--- GIVEN DATA ---
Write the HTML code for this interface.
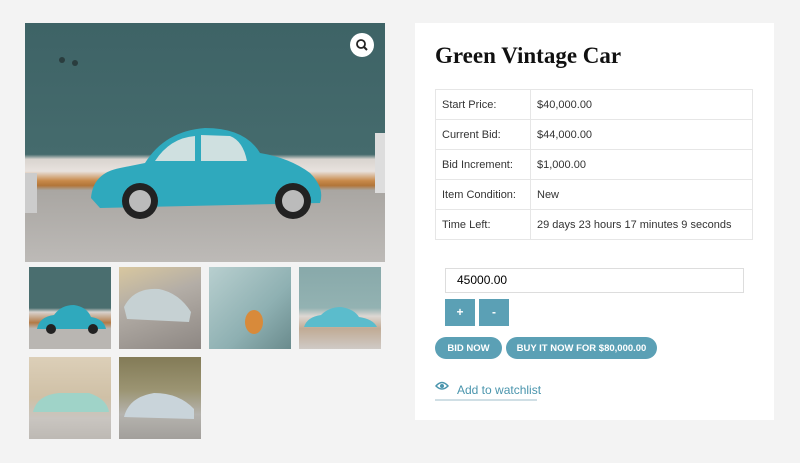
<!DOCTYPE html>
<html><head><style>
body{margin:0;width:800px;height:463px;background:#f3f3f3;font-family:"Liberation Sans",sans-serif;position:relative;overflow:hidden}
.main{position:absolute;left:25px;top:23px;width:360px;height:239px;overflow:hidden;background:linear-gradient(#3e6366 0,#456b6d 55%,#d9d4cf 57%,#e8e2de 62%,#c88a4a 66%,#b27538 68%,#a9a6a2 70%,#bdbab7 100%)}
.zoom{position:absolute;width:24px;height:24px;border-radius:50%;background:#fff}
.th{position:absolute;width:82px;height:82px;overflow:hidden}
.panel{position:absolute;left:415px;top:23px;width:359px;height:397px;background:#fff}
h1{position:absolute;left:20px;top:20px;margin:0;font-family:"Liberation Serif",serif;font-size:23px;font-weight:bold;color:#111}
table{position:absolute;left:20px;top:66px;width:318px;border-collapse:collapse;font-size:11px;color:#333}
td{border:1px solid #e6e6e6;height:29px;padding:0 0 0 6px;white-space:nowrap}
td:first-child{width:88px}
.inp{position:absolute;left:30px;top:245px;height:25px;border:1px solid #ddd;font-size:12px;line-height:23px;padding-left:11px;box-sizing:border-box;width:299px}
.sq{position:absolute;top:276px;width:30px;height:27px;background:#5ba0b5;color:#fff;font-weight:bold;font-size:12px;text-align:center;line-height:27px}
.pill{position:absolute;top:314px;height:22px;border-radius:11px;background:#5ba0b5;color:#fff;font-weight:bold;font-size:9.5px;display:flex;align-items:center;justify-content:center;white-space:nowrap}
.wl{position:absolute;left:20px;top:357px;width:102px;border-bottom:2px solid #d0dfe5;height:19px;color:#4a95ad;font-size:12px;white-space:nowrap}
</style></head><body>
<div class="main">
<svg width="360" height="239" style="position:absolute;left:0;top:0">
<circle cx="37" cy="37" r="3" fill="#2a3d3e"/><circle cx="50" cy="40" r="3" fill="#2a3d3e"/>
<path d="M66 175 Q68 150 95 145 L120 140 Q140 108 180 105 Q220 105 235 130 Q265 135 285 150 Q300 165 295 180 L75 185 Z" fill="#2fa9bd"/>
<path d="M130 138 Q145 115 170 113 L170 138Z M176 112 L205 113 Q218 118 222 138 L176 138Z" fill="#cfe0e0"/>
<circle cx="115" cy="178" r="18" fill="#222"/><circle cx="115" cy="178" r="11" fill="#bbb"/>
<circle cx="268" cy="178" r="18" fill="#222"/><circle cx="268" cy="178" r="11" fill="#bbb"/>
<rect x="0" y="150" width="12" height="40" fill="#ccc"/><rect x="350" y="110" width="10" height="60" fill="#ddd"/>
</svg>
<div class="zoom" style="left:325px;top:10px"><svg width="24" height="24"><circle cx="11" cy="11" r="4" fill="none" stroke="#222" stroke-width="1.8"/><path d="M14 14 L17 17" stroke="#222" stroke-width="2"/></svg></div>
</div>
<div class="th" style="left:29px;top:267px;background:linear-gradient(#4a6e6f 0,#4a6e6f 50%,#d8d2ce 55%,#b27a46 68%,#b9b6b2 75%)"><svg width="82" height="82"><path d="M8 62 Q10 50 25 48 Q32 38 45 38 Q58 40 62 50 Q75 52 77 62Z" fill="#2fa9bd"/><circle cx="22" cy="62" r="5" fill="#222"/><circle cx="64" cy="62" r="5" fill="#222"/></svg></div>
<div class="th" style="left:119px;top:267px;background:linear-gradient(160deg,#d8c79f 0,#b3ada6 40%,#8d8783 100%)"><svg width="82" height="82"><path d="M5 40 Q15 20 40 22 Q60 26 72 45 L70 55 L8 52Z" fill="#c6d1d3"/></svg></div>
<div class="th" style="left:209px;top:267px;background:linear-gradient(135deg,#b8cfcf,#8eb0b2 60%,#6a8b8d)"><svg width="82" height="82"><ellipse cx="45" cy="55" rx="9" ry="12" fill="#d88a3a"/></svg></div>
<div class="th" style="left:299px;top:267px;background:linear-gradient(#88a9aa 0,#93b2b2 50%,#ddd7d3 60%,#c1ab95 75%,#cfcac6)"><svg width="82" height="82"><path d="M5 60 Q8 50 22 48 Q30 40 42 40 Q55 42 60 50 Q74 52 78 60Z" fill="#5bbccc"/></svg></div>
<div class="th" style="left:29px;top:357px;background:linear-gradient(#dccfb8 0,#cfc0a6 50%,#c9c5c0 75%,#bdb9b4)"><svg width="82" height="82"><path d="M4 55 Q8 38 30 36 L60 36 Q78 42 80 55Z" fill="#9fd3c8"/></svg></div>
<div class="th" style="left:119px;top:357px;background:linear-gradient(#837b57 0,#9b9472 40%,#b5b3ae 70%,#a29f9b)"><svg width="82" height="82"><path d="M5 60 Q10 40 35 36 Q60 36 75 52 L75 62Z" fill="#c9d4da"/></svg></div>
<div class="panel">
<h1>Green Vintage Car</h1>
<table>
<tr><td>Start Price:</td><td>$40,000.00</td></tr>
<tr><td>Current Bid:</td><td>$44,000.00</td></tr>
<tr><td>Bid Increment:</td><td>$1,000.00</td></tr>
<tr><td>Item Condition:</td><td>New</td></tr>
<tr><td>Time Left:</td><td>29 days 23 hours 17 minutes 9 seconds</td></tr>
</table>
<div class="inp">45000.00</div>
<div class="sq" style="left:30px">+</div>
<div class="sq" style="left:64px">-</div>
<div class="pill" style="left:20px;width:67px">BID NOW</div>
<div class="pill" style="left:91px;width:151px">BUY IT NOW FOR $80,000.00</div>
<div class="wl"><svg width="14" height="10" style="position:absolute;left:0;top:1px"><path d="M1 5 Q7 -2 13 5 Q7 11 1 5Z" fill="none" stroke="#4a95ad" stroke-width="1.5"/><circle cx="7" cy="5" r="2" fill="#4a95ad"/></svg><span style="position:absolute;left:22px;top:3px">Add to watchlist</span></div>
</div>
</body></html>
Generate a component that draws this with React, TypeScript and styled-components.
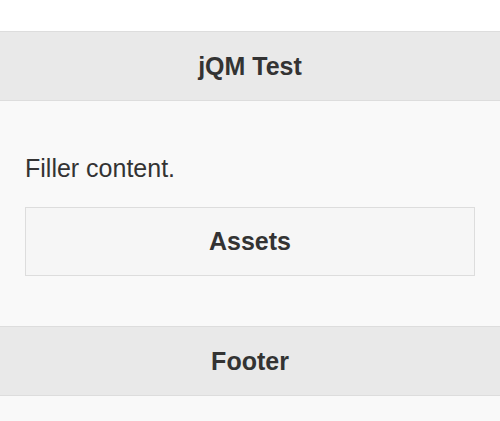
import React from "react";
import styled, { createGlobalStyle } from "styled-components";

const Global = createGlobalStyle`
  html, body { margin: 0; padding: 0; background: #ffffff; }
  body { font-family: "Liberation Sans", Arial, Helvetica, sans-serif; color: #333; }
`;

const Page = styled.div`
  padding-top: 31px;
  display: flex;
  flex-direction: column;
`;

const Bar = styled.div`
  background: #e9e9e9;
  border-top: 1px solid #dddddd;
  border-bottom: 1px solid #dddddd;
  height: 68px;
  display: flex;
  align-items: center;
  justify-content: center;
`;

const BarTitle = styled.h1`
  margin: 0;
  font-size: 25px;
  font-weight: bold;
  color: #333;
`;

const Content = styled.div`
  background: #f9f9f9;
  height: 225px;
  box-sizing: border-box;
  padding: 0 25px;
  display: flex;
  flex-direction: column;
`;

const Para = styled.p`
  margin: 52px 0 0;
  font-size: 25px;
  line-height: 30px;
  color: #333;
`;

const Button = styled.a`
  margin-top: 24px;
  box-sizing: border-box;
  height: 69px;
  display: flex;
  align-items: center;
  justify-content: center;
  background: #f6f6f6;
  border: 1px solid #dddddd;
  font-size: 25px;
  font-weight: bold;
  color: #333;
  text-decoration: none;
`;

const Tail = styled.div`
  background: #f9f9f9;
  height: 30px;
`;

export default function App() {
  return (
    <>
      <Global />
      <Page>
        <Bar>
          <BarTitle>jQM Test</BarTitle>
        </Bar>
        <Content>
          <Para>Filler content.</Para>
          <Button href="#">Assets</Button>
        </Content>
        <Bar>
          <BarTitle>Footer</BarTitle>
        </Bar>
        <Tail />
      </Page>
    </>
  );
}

--- EXERCISE DETAILS ---
Show all lines from the data above in which the word "React" appears.

--- RESPONSE ---
Generate a component that draws this with React, TypeScript and styled-components.
import React from "react";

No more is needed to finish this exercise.